PCI Recommender Guide

 

PCI Recommenders manage the evaluation of articles in the same way as associate editors do at journals, with a few differences (see below).  

PCI only accepts and recommends preprints of high scientific quality that are methodologically and ethically sound. 

Main differences with journals 

  • You handle a manuscript evaluation only if you’re willing to: don’t feel obligated to take charge of an evaluation. You have to be positively motivated to do so because you are interested in the preprint (because of its background, the scientific question addressed, the methodology, the results, or the discussion).
  • There is no Editor in Chief, so you’re the only person responsible for the editorial decisions. If you have co-recommenders, you share this responsibility with them.
  • The evaluation process (including reviews, your decisions, and author responses) is published by PCI only if you decide, at the end of the evaluation process, to accept the preprint.
  • You will write a recommendation text in case of acceptance. This text describes the qualities of the preprint, including the subjective reasons for your interest in it. 
  • There is no acceptance rate to be reached. A scientifically sound article should be accepted. A scientifically unsound one should not.
  • There is no quality notation among PCIs.

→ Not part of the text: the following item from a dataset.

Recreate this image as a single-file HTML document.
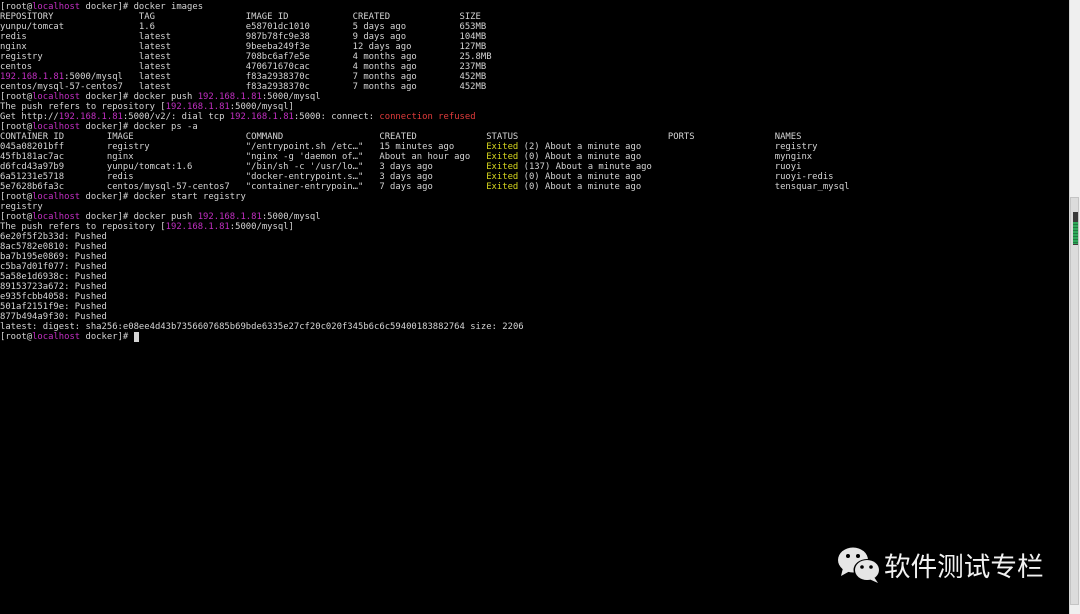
<!DOCTYPE html>
<html><head><meta charset="utf-8"><style>
html,body{margin:0;padding:0;background:#000;width:1080px;height:614px;overflow:hidden}
#t{position:absolute;left:0;top:2px;font-family:"DejaVu Sans Mono","Liberation Mono",monospace;font-size:8.9px;color:#d4d4d4}
.l{position:relative;height:10px;line-height:10px;white-space:pre}
.c{position:absolute;top:0}
.m{color:#c22fc2}.r{color:#e23c3c}.y{color:#d6d61e}
#sb{position:absolute;left:1069px;top:0;width:11px;height:614px;background:#efefef;border-left:1px solid #d8d8d8;box-sizing:border-box}
#th{position:absolute;left:1070px;top:197px;width:9px;height:408px;background:#dcdcdc;border:1px solid #c4c4c4;box-sizing:border-box}
#gr{position:absolute;left:1073px;top:212px;width:5px;height:33px;background:#3a3a3a}
#gr2{position:absolute;left:1073px;top:222px;width:5px;height:22px;background:repeating-linear-gradient(#2fa85a 0 2px,#1f7a40 2px 3px)}
#wm{position:absolute;left:884px;top:547px;font-family:"Noto Sans CJK SC",sans-serif;font-size:26.6px;color:#f2f2f2;line-height:36px}
</style></head><body>
<div id="t"><div class="l">[root@<span class="m">localhost</span> docker]# docker images</div><div class="l"><span class="c" style="left:0">REPOSITORY</span><span class="c" style="left:26ch">TAG</span><span class="c" style="left:46ch">IMAGE ID</span><span class="c" style="left:66ch">CREATED</span><span class="c" style="left:86ch">SIZE</span></div><div class="l"><span class="c" style="left:0">yunpu/tomcat</span><span class="c" style="left:26ch">1.6</span><span class="c" style="left:46ch">e58701dc1010</span><span class="c" style="left:66ch">5 days ago</span><span class="c" style="left:86ch">653MB</span></div><div class="l"><span class="c" style="left:0">redis</span><span class="c" style="left:26ch">latest</span><span class="c" style="left:46ch">987b78fc9e38</span><span class="c" style="left:66ch">9 days ago</span><span class="c" style="left:86ch">104MB</span></div><div class="l"><span class="c" style="left:0">nginx</span><span class="c" style="left:26ch">latest</span><span class="c" style="left:46ch">9beeba249f3e</span><span class="c" style="left:66ch">12 days ago</span><span class="c" style="left:86ch">127MB</span></div><div class="l"><span class="c" style="left:0">registry</span><span class="c" style="left:26ch">latest</span><span class="c" style="left:46ch">708bc6af7e5e</span><span class="c" style="left:66ch">4 months ago</span><span class="c" style="left:86ch">25.8MB</span></div><div class="l"><span class="c" style="left:0">centos</span><span class="c" style="left:26ch">latest</span><span class="c" style="left:46ch">470671670cac</span><span class="c" style="left:66ch">4 months ago</span><span class="c" style="left:86ch">237MB</span></div><div class="l"><span class="c" style="left:0"><span class="m">192.168.1.81</span>:5000/mysql</span><span class="c" style="left:26ch">latest</span><span class="c" style="left:46ch">f83a2938370c</span><span class="c" style="left:66ch">7 months ago</span><span class="c" style="left:86ch">452MB</span></div><div class="l"><span class="c" style="left:0">centos/mysql-57-centos7</span><span class="c" style="left:26ch">latest</span><span class="c" style="left:46ch">f83a2938370c</span><span class="c" style="left:66ch">7 months ago</span><span class="c" style="left:86ch">452MB</span></div><div class="l">[root@<span class="m">localhost</span> docker]# docker push <span class="m">192.168.1.81</span>:5000/mysql</div><div class="l">The push refers to repository [<span class="m">192.168.1.81</span>:5000/mysql]</div><div class="l">Get http://<span class="m">192.168.1.81</span>:5000/v2/: dial tcp <span class="m">192.168.1.81</span>:5000: connect: <span class="r">connection refused</span></div><div class="l">[root@<span class="m">localhost</span> docker]# docker ps -a</div><div class="l"><span class="c" style="left:0">CONTAINER ID</span><span class="c" style="left:20ch">IMAGE</span><span class="c" style="left:46ch">COMMAND</span><span class="c" style="left:71ch">CREATED</span><span class="c" style="left:91ch">STATUS</span><span class="c" style="left:125ch">PORTS</span><span class="c" style="left:145ch">NAMES</span></div><div class="l"><span class="c" style="left:0">045a08201bff</span><span class="c" style="left:20ch">registry</span><span class="c" style="left:46ch">"/entrypoint.sh /etc…"</span><span class="c" style="left:71ch">15 minutes ago</span><span class="c" style="left:91ch"><span class="y">Exited</span> (2) About a minute ago</span><span class="c" style="left:145ch">registry</span></div><div class="l"><span class="c" style="left:0">45fb181ac7ac</span><span class="c" style="left:20ch">nginx</span><span class="c" style="left:46ch">"nginx -g 'daemon of…"</span><span class="c" style="left:71ch">About an hour ago</span><span class="c" style="left:91ch"><span class="y">Exited</span> (0) About a minute ago</span><span class="c" style="left:145ch">mynginx</span></div><div class="l"><span class="c" style="left:0">d6fcd43a97b9</span><span class="c" style="left:20ch">yunpu/tomcat:1.6</span><span class="c" style="left:46ch">"/bin/sh -c '/usr/lo…"</span><span class="c" style="left:71ch">3 days ago</span><span class="c" style="left:91ch"><span class="y">Exited</span> (137) About a minute ago</span><span class="c" style="left:145ch">ruoyi</span></div><div class="l"><span class="c" style="left:0">6a51231e5718</span><span class="c" style="left:20ch">redis</span><span class="c" style="left:46ch">"docker-entrypoint.s…"</span><span class="c" style="left:71ch">3 days ago</span><span class="c" style="left:91ch"><span class="y">Exited</span> (0) About a minute ago</span><span class="c" style="left:145ch">ruoyi-redis</span></div><div class="l"><span class="c" style="left:0">5e7628b6fa3c</span><span class="c" style="left:20ch">centos/mysql-57-centos7</span><span class="c" style="left:46ch">"container-entrypoin…"</span><span class="c" style="left:71ch">7 days ago</span><span class="c" style="left:91ch"><span class="y">Exited</span> (0) About a minute ago</span><span class="c" style="left:145ch">tensquar_mysql</span></div><div class="l">[root@<span class="m">localhost</span> docker]# docker start registry</div><div class="l">registry</div><div class="l">[root@<span class="m">localhost</span> docker]# docker push <span class="m">192.168.1.81</span>:5000/mysql</div><div class="l">The push refers to repository [<span class="m">192.168.1.81</span>:5000/mysql]</div><div class="l">6e20f5f2b33d: Pushed</div><div class="l">8ac5782e0810: Pushed</div><div class="l">ba7b195e0869: Pushed</div><div class="l">c5ba7d01f077: Pushed</div><div class="l">5a58e1d6938c: Pushed</div><div class="l">89153723a672: Pushed</div><div class="l">e935fcbb4058: Pushed</div><div class="l">501af2151f9e: Pushed</div><div class="l">877b494a9f30: Pushed</div><div class="l">latest: digest: sha256:e08ee4d43b7356607685b69bde6335e27cf20c020f345b6c6c59400183882764 size: 2206</div><div class="l">[root@<span class="m">localhost</span> docker]# <span style="background:#d4d4d4">&nbsp;</span></div></div>
<div id="sb"></div><div id="th"></div><div id="gr"></div><div id="gr2"></div>
<svg style="position:absolute;left:837px;top:546px" width="46" height="38" viewBox="0 0 46 38">
<ellipse cx="16" cy="14" rx="15" ry="12.5" fill="#e6e6e6"/>
<path d="M6 22 L4 30 L13 25 Z" fill="#e6e6e6"/>
<circle cx="11" cy="10" r="2" fill="#000"/><circle cx="21" cy="10" r="2" fill="#000"/>
<ellipse cx="30" cy="24" rx="13.5" ry="11" fill="#000"/>
<ellipse cx="30" cy="24" rx="12" ry="10" fill="#e6e6e6"/>
<path d="M37 31 L41 37 L32 33 Z" fill="#e6e6e6"/>
<circle cx="25" cy="21" r="1.8" fill="#000"/><circle cx="34" cy="21" r="1.8" fill="#000"/>
</svg>
<div id="wm">软件测试专栏</div>
</body></html>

No stars, no impact factors. You only have to be interested in the article to handle its evaluation, and then sound articles are accepted, and unsound ones are not.
  • Financial conflict of interests are forbidden (see https://peercommunityin.org/code-of-conduct/). 

General advice 

  • Follow the PCI Code of conduct (https://peercommunityin.org/code-of-conduct/)
  • Be kind, respectful and constructive in your decisions
  • Be open to new approaches
  • When inviting referees for a preprint, keep in mind that gender balance and geographic origin diversity are desirable 
  • Try to keep to the deadlines at each steps in the process, it shows respect towards the authors

What you should NOT DO 

  • Do not agree to handle the evaluation of a preprint if you have not taken the time to read it, if you are not familiar with the subject, if you have no time to handle it in a timely manner, or if you’re not interested in the article.
  • You should not be in conflict of interest with the authors or with the content of the article (cf https://peercommunityin.org/code-of-conduct/). If you are, you must decline the invitation. 
  • You should not invite reviewers who are in conflict of interest with the authors or with the content of the article (cf https://peercommunityin.org/code-of-conduct/)
  • No need to examine whether the article falls within the scope of the PCI. Once a submission has been validated by the managing board, it is considered suitable for the PCI.
  • Do not discredit negative results.
  • Avoid unconstructive, ambiguous, and unsupported comments.
  • No need to check the format of the references.
  • No need to check for plagiarism – this is checked by the managing board 

What you should DO 

  • Quickly reply to the invitation of being recommender of the article, on the website, by accepting or declining. 
  • Agree to handle the evaluation of an article only if you have read it and find it interesting (because of its content, the scientific question addressed, the methodology, the results, or the discussion), if you are familiar with the subject, and if you can handle its evaluation in a timely manner.
  • Invite reviewers as soon as you agree to handle the manuscript. Send invitations to 5-10 potential reviewers within 48 hours, and then send reminders and/or new invitations until you find at least two reviewers willing to review the preprint. This process of finding reviewers should ideally take no more than a week.
  • Try to personalize your invitation letters as much as possible in order to maximize responsivity of invited reviewers
  • Send reminders to reviewers who have agreed to evaluate the article until you get at least two good quality reviews (see the PCI reviewer guide). 
  • You are responsible for editorial decisions based on the reviews made by the referees. Referees do not make decisions; this is your duty.
  • Post your editorial decision or write your recommendation text within 10 days after receiving the reviews or the revised version of the preprint.
  • Your editorial decision should synthesize the most relevant comments of the reviews as well as your own points of criticism. 
  • State whether you disagree with some points raised by the reviewers.
  • Feel free to reject an article at any step of the evaluation process (even after let’s say the third round of review) if there are scientifically sound reasons justifying this rejection.
  • Pay attention to typographical and other errors. A recommended article must be as close to perfect as possible in terms of its form because it is a completed final article. If the language is poor, mention it to the authors and suggest that they check for typos and/or bring their article to a full professional proficiency in English.
  • Check that data, scripts, simulation code, software parameters, etc. are available to the reader (e.g. repository link/DOI or appendix ).
  • If you accept the article, you must write a recommendation text. This text is a short article, similar to a News & Views piece. It has its own title, contains between 300 and 1500 words, describes the context, explains why the article is particularly interesting, and it is citable. The limitations of the preprint can also be discussed. This text also contains references (at a minimum the reference to the article being recommended).
  • Inform the managing board if you are delayed or if you are unexpectedly unable to carry out your recommender duties. 
  • Inform the managing board if you suspect scientific misconduct.